··· Supplied data

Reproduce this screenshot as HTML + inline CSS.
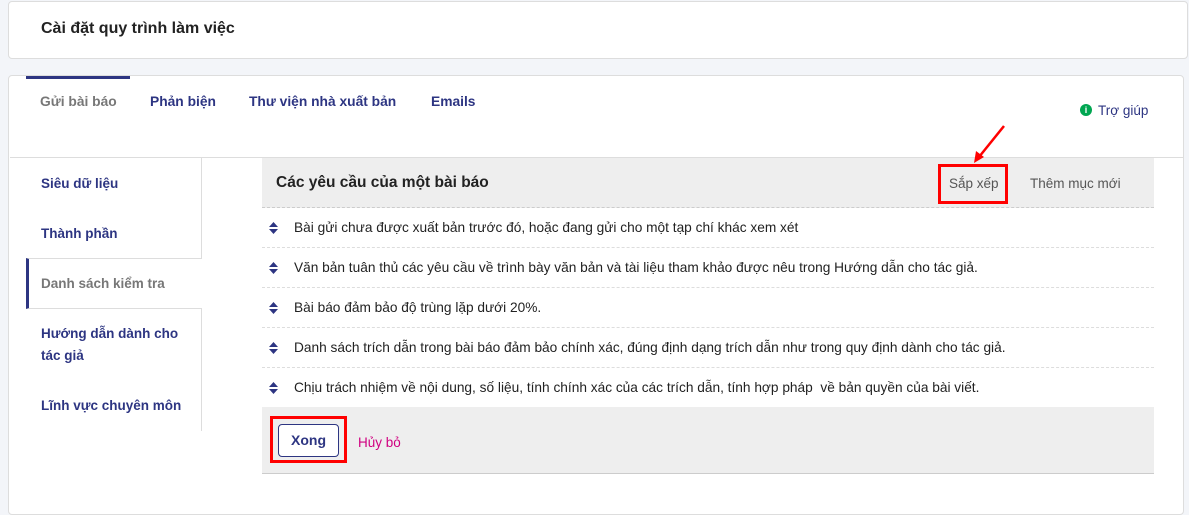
<!DOCTYPE html>
<html><head><meta charset="utf-8"><style>
*{box-sizing:border-box;margin:0;padding:0}
body{width:1189px;height:503px;background:#f3f5f9;font-family:"Liberation Sans",sans-serif;position:relative;overflow:hidden;color:#222}
.abs{position:absolute}
.card{background:#fff;border:1px solid #ddd;border-radius:4px}
.tab{position:absolute;top:94px;font-size:13.8px;font-weight:bold;color:#2d3582}
.side{position:absolute;left:41px;font-size:13.5px;font-weight:bold;color:#2d3582;line-height:22px}
.row{position:absolute;left:262px;width:892px;height:40px;border-bottom:1px dashed #ddd;font-size:13.7px;color:#222;line-height:40px;padding-left:32px;background:#fff}
.row svg{position:absolute;left:7px;top:14px}
</style></head><body>
<div class="abs card" style="left:8px;top:1px;width:1180px;height:58px"></div>
<div class="abs" style="left:41px;top:20px;font-size:16px;font-weight:bold;color:#222">Cài đặt quy trình làm việc</div>

<div class="abs card" style="left:8px;top:75px;width:1176px;height:440px"></div>
<div class="abs" style="left:26px;top:76px;width:104px;height:3px;background:#2d3582"></div>
<div class="tab" style="left:40px;color:#777">Gửi bài báo</div>
<div class="tab" style="left:150px">Phản biện</div>
<div class="tab" style="left:249px">Thư viện nhà xuất bản</div>
<div class="tab" style="left:431px">Emails</div>
<div class="abs" style="left:1080px;top:104px;width:12px;height:12px;border-radius:50%;background:#00a651;color:#fff;font-size:9px;font-weight:bold;text-align:center;line-height:12px">i</div>
<div class="abs" style="left:1098px;top:103px;font-size:13.5px;color:#2d3582">Trợ giúp</div>

<div class="abs" style="left:10px;top:157px;width:1173px;height:1px;background:#ddd"></div>
<div class="abs" style="left:201px;top:158px;width:1px;height:273px;background:#ddd"></div>
<div class="abs" style="left:26px;top:258px;width:176px;height:51px;background:#fff;border-top:1px solid #ddd;border-bottom:1px solid #ddd;border-left:3px solid #2d3582"></div>
<div class="side" style="top:173px">Siêu dữ liệu</div>
<div class="side" style="top:223px">Thành phần</div>
<div class="side" style="top:273px;color:#777">Danh sách kiểm tra</div>
<div class="side" style="top:323px">Hướng dẫn dành cho<br>tác giả</div>
<div class="side" style="top:395px">Lĩnh vực chuyên môn</div>

<div class="abs" style="left:262px;top:158px;width:892px;height:50px;background:#eee;border-bottom:1px dashed #ccc"></div>
<div class="abs" style="left:276px;top:174px;font-size:15.5px;font-weight:bold;color:#222">Các yêu cầu của một bài báo</div>
<div class="abs" style="left:949px;top:176px;font-size:13.5px;color:#555">Sắp xếp</div>
<div class="abs" style="left:1030px;top:176px;font-size:13.5px;color:#555">Thêm mục mới</div>

<div class="row" style="top:208px"><svg width="9" height="12" viewBox="0 0 9 12"><path d="M4.5 0L9 5H0z M4.5 12L0 7h9z" fill="#2d3582"/></svg>Bài gửi chưa được xuất bản trước đó, hoặc đang gửi cho một tạp chí khác xem xét</div>
<div class="row" style="top:248px"><svg width="9" height="12" viewBox="0 0 9 12"><path d="M4.5 0L9 5H0z M4.5 12L0 7h9z" fill="#2d3582"/></svg>Văn bản tuân thủ các yêu cầu về trình bày văn bản và tài liệu tham khảo được nêu trong Hướng dẫn cho tác giả.</div>
<div class="row" style="top:288px"><svg width="9" height="12" viewBox="0 0 9 12"><path d="M4.5 0L9 5H0z M4.5 12L0 7h9z" fill="#2d3582"/></svg>Bài báo đảm bảo độ trùng lặp dưới 20%.</div>
<div class="row" style="top:328px"><svg width="9" height="12" viewBox="0 0 9 12"><path d="M4.5 0L9 5H0z M4.5 12L0 7h9z" fill="#2d3582"/></svg>Danh sách trích dẫn trong bài báo đảm bảo chính xác, đúng định dạng trích dẫn như trong quy định dành cho tác giả.</div>
<div class="row" style="top:368px;border-bottom:none"><svg width="9" height="12" viewBox="0 0 9 12"><path d="M4.5 0L9 5H0z M4.5 12L0 7h9z" fill="#2d3582"/></svg>Chịu trách nhiệm về nội dung, số liệu, tính chính xác của các trích dẫn, tính hợp pháp&nbsp; về bản quyền của bài viết.</div>

<div class="abs" style="left:262px;top:407px;width:892px;height:67px;background:#eee;border-bottom:1px solid #ccc"></div>
<div class="abs" style="left:278px;top:424px;width:61px;height:33px;background:#fff;border:1px solid #2d3582;border-radius:4px;font-size:14px;font-weight:bold;color:#2d3582;text-align:center;line-height:31px">Xong</div>
<div class="abs" style="left:358px;top:435px;font-size:13.5px;color:#d00080">Hủy bỏ</div>

<div class="abs" style="left:938px;top:164px;width:70px;height:40px;border:3px solid #f00"></div>
<div class="abs" style="left:270px;top:416px;width:77px;height:47px;border:3px solid #f00"></div>
<svg class="abs" style="left:970px;top:124px" width="40" height="40" viewBox="0 0 40 40"><path d="M34 2L9 33" stroke="#f00" stroke-width="2.5"/><path d="M4 39L6 27L14 33z" fill="#f00"/></svg>
</body></html>
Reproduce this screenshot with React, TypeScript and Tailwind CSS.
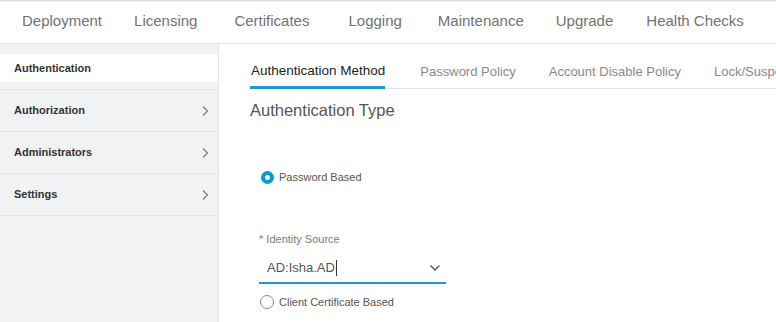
import React from "react";

const font = { fontFamily: '"Liberation Sans", Arial, sans-serif' };

function Chevron() {
  return (
    <svg width="8" height="12" viewBox="0 0 8 12" className="text-[#777]">
      <polyline points="2,1.5 6.5,6 2,10.5" fill="none" stroke="currentColor" strokeWidth="1.1" />
    </svg>
  );
}

export default function App() {
  const top: [string, string][] = [
    ["Deployment", "ml-[22px]"],
    ["Licensing", "ml-[32px]"],
    ["Certificates", "ml-[37px]"],
    ["Logging", "ml-[39px]"],
    ["Maintenance", "ml-[36px]"],
    ["Upgrade", "ml-[32px]"],
    ["Health Checks", "ml-[33px]"],
  ];
  const tabs = ["Authentication Method", "Password Policy", "Account Disable Policy", "Lock/Suspend Settings"];
  return (
    <div className="w-[776px] h-[322px] overflow-hidden bg-white flex flex-col" style={font}>
      <div className="h-[44px] shrink-0 border-b border-[#e6e6e6] shadow-[inset_0_2px_2px_-1px_rgba(0,0,0,0.18)] flex items-center text-[15px] text-[#727272]">
        {top.map(([t, m]) => (
          <span key={t} className={"whitespace-nowrap " + m}>{t}</span>
        ))}
      </div>
      <div className="flex flex-1 min-h-0">
        <div className="w-[219px] shrink-0 bg-[#f1f2f4] border-r border-[#e2e3e5] pt-[10px] flex flex-col">
          <div className="h-[28px] bg-white flex items-center pl-[14px] text-[11px] font-bold text-[#333]">Authentication</div>
          <div className="h-[8px] border-b border-[#e3e4e6]" />
          {["Authorization", "Administrators", "Settings"].map((s) => (
            <div key={s} className="h-[42px] border-b border-[#e3e4e6] flex items-center justify-between pl-[14px] pr-[9px] text-[11px] font-bold text-[#333]">
              <span>{s}</span>
              <Chevron />
            </div>
          ))}
        </div>
        <div className="flex-1 min-w-0 pl-[31px] flex flex-col overflow-hidden">
          <div className="h-[45px] border-b border-[#e3e3e3] flex items-end gap-[33px] whitespace-nowrap text-[13px] text-[#8a8a8a] pl-[1px]">
            {tabs.map((t, i) => (
              <div key={t} className={i === 0 ? "relative text-[#222] text-[13.5px] pb-[7px] mr-[2px]" : "pb-[7px]"}>
                {t}
                {i === 0 && <div className="absolute left-[-1px] right-0 bottom-[-1px] h-[3px] bg-[#1b9bd1]" />}
              </div>
            ))}
          </div>
          <div className="mt-[11px] text-[16.5px] text-[#555] leading-[20px]">Authentication Type</div>
          <div className="mt-[49px] ml-[11px] flex items-center gap-[5px]">
            <span className="w-[13px] h-[13px] rounded-full border-[4px] border-[#0a98d3] bg-white" />
            <span className="text-[11px] text-[#555]">Password Based</span>
          </div>
          <div className="mt-[46px] ml-[9px] text-[11px] text-[#7a7a7a] leading-[14px]">* Identity Source</div>
          <div className="mt-[8px] ml-[9px] w-[187px] h-[30px] border-b-2 border-[#1b9bd1] flex items-center justify-between pl-[8px] pr-[5px]">
            <span className="text-[13px] text-[#555] flex items-center">AD:Isha.AD<span className="inline-block w-[1px] h-[16px] bg-[#333] ml-[1px]" /></span>
            <svg width="12" height="8" viewBox="0 0 12 8">
              <polyline points="1.5,1.5 6,6 10.5,1.5" fill="none" stroke="#555" strokeWidth="1.4" />
            </svg>
          </div>
          <div className="mt-[10px] ml-[10px] flex items-center gap-[5px]">
            <span className="w-[14px] h-[14px] rounded-full border border-[#888] bg-white" />
            <span className="text-[11px] text-[#555]">Client Certificate Based</span>
          </div>
        </div>
      </div>
    </div>
  );
}
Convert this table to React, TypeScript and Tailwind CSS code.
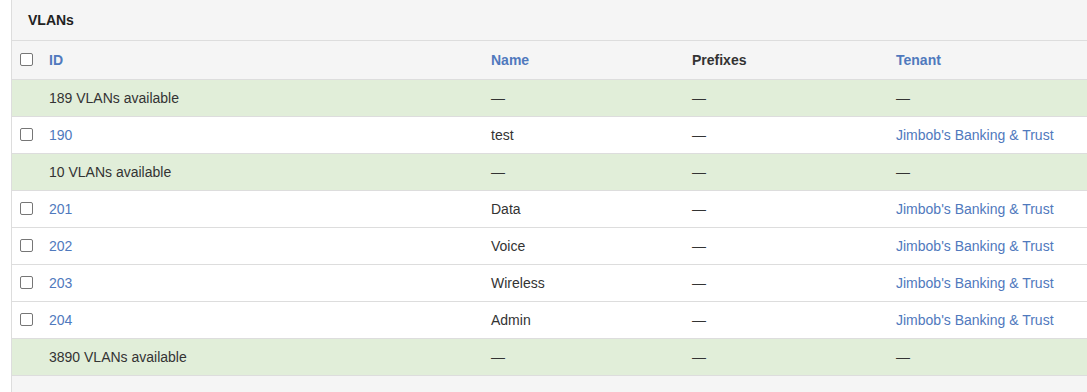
const rows: { kind: "avail" | "vlan"; id?: string; text?: string; name?: string }[] = [
  { kind: "avail", text: "189 VLANs available" },
  { kind: "vlan", id: "190", name: "test" },
  { kind: "avail", text: "10 VLANs available" },
  { kind: "vlan", id: "201", name: "Data" },
  { kind: "vlan", id: "202", name: "Voice" },
  { kind: "vlan", id: "203", name: "Wireless" },
  { kind: "vlan", id: "204", name: "Admin" },
  { kind: "avail", text: "3890 VLANs available" },
];

const Checkbox = () => (
  <span className="block w-[13px] h-[13px] border border-[#767676] rounded-[2px] bg-white" />
);

const cell = "px-2 h-[37px] align-middle text-left";

export default function App() {
  return (
    <div
      className="w-[1087px] h-[392px] overflow-hidden bg-white text-[14px] text-[#333] leading-5"
      style={{ fontFamily: '"Liberation Sans", Arial, sans-serif' }}
    >
      <div className="ml-[11px] w-[1100px] border-l border-[#ddd] bg-[#f5f5f5]">
        <div className="h-[41px] px-4 flex items-center border-b border-[#ddd] font-bold text-[14px] text-[#222]">
          VLANs
        </div>
        <table className="table-fixed w-[1100px] border-collapse">
          <colgroup>
            <col className="w-[29px]" />
            <col className="w-[442px]" />
            <col className="w-[201px]" />
            <col className="w-[204px]" />
            <col />
          </colgroup>
          <thead>
            <tr className="border-b border-[#ddd]">
              <th className={`${cell} h-[38px] pl-2 pr-0`}>
                <Checkbox />
              </th>
              <th className={`${cell} h-[38px] text-[#5079bd] font-bold`}>ID</th>
              <th className={`${cell} h-[38px] text-[#5079bd] font-bold`}>Name</th>
              <th className={`${cell} h-[38px] font-bold`}>Prefixes</th>
              <th className={`${cell} h-[38px] text-[#5079bd] font-bold`}>Tenant</th>
            </tr>
          </thead>
          <tbody>
            {rows.map((r, i) =>
              r.kind === "avail" ? (
                <tr key={i} className="bg-[#e1eed9] border-b border-[#ddd]">
                  <td className={cell} />
                  <td className={cell}>{r.text}</td>
                  <td className={cell}>—</td>
                  <td className={cell}>—</td>
                  <td className={cell}>—</td>
                </tr>
              ) : (
                <tr key={i} className="bg-white border-b border-[#ddd]">
                  <td className={`${cell} pl-2 pr-0`}>
                    <Checkbox />
                  </td>
                  <td className={`${cell} text-[#5079bd]`}>{r.id}</td>
                  <td className={cell}>{r.name}</td>
                  <td className={cell}>—</td>
                  <td className={`${cell} text-[#5079bd]`}>Jimbob's Banking &amp; Trust</td>
                </tr>
              )
            )}
          </tbody>
        </table>
        <div className="h-[20px]" />
      </div>
    </div>
  );
}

······

**What you will do:** Pick out the lines that contain "React" and copy them.

**Exercise answer:**
Reproduce this screenshot with React, TypeScript and Tailwind CSS.
import React from "react";
Convert this table to React, TypeScript and Tailwind CSS code.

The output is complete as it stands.